The proposed Comcast/TWC deal is an all-stock transaction that would leave TWC shareholders with 23 percent of the new company’s shares at $158.82 a share, said Comcast in a release. TWC’s board had asked for $160 per share when it rejected a $132.50 a share offer from Charter Communications in December that included a substantial cash component, but TWC CEO Rob Marcus said in a conference call Thursday that the two offers were “apples and oranges.” TWC will continue to follow its existing business plan throughout 2014; Comcast officials said they expect the transaction to be completed by the end of the year. Comcast Cable CEO Neil Smit would run the new company, Comcast officials said. The deal doesn’t include a breakup fee, Comcast officials said.
Comcast plans to eventually move TWC subscribers to Comcast contracts, and introduce Comcast products like Xfinity, an all-digital network and faster Internet speeds into TWC systems, said Comcast Corporate CEO Brian Roberts, though he said a time frame for such a rollout is not yet clear.
Comcast’s announcement of the deal included a list of concessions that appear designed to make the deal more palatable to regulators, analysts said. Comcast will divest cable systems with a total of 3 million subscribers “in order to reduce competitive concerns,” the company said in a release. That divestiture will put the new company’s total subscribers at around 30 million, a number just below the FCC’s former 30 percent cap on total cable subscribership, which was struck down by the U.S. Court of Appeals for the D.C. Circuit.
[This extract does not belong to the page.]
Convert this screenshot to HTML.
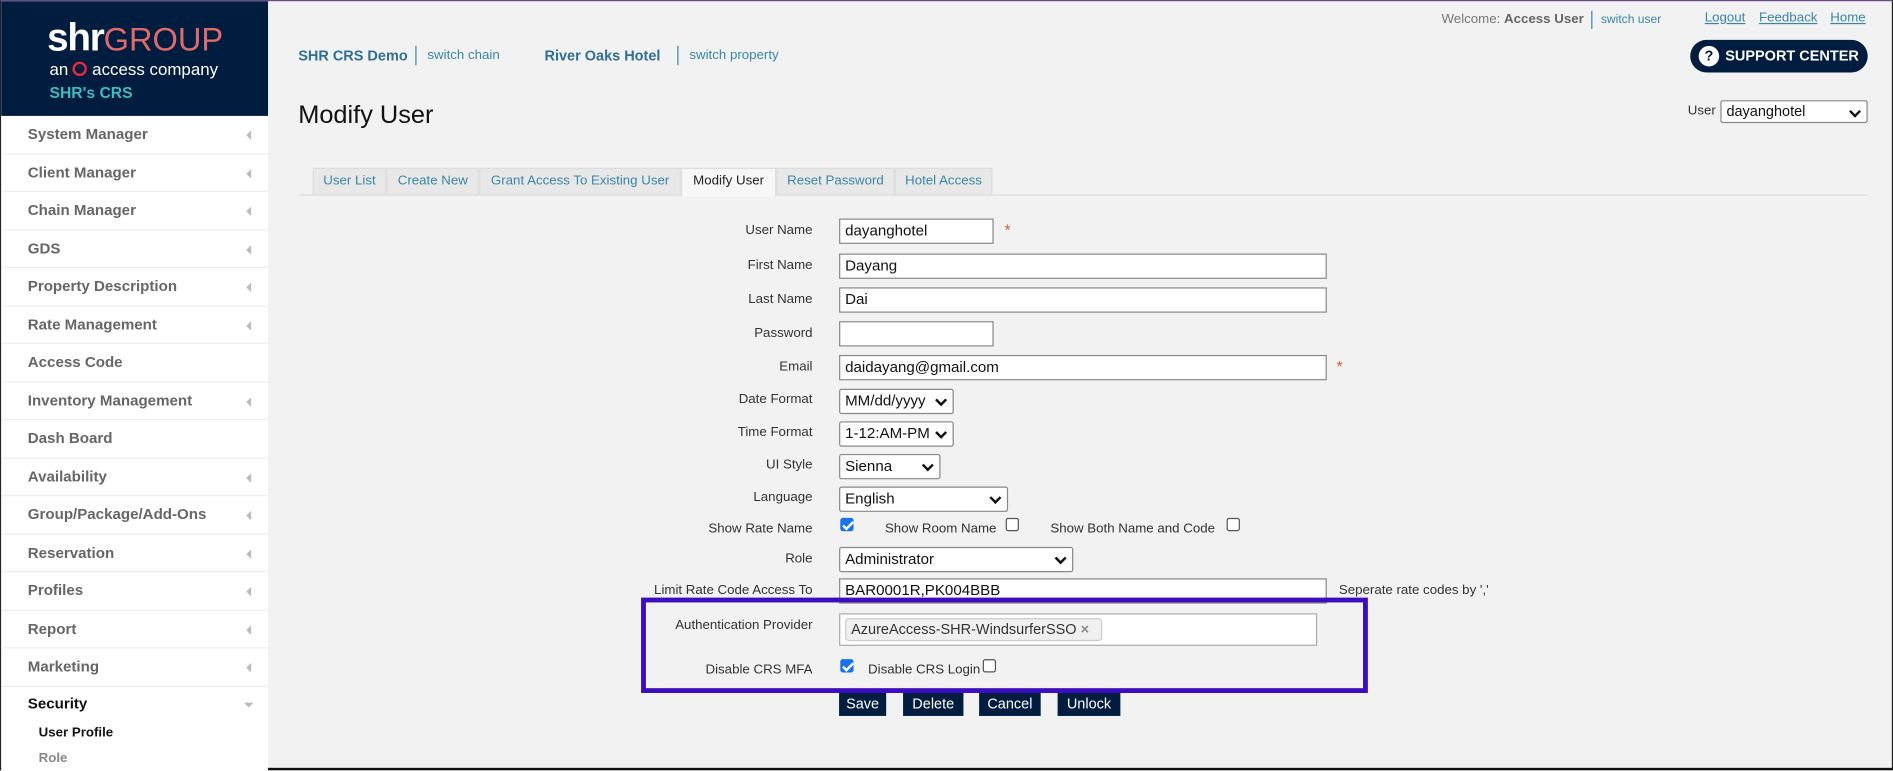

It’s possible that the divested systems could be snapped up by Charter Communications, said Wells Fargo analyst Marci Ryvicker in an email to investors.
Comcast also said the deal will extend the open Internet protections that Comcast agreed to as part of the NBCUniversal merger to all of the purchased TWC systems, despite the recent net neutrality decision that threw out the rule. “Unlike all other broadband subscribers in the country, the new company’s broadband customers will enjoy the enforceable protections of the no blocking and non-discrimination rules that were put in place by the FCC,” said Comcast.
The deal could face strong challenges from a public interest standpoint at the FCC and an antitrust perspective at either the Federal Trade Commission or Department of Justice, said Bergmayer. At the FTC or DOJ, antitrust arguments against the case could be “very strong” because it will be viewed as a horizontal merger, which he said antitrust authorities tend to focus on. Comcast officials said the current state of video competition for cable companies means antitrust arguments against the merger are “antiquated” and unlikely to find purchase with federal regulators. Stronger arguments against the deal will likely based on its effect on programmers, said Garvey Schubert cable attorney Bruce Beckner. Opponents of the deal will be able to argue that a carriage deal with the new company would be “an existential requirement for programmers” and the merger would give Comcast “unilateral control” over content on American TVs, said analyst Craig Moffett of MoffettNathanson in an email to investors. Democrats are likely to support arguments based on maintaining a “diversity of voices,” Moffett said.
"This deal would be a disaster for consumers and must be stopped,” said Free Press CEO Craig Aaron in a statement. “This deal would give Comcast control of more than a third of the U.S. pay-TV market and more than half of the U.S. triple-play market for video, voice and Internet service,” said Aaron. The two companies would have “a high bar to meet” to show that the merger is in the public interest, said the Communications Workers of America in a statement. The deal “must be carefully reviewed by federal regulators,” said CWA. “An enlarged Comcast would be the bully in the schoolyard, able to dictate terms to content creators, Internet companies, other communications networks that must interconnect with it, and distributors who must access its content,” said Bergmayer.
Despite those concerns, the deal is likely to eventually get regulatory approval, said several analysts and cable attorneys. The lack of “clear competitive harm” in the merger and concessions offered up by Comcast are likely to lead to approval, said Guggenheim Partners analyst Paul Gallant in an email to investors. “It will get through, but with strings attached,” said Beckner, echoing several analysts. Analysts Stiefel Nicolaus and several others said it’s likely that conditions on a Comcast/TWC merger would include possible extensions of the conditions of its merger with NBCU, which are currently set to expire in 2018. New conditions could go even further, Moffet said. “The option of moving to usage based pricing could well be a casualty of deal conditions as well,” he said. Comcast’s Cohen said the companies have already had initial conversations with regulators. “We fully expect the chairman of the FCC is going to engage and create a program he’s comfortable with,” said Cohen.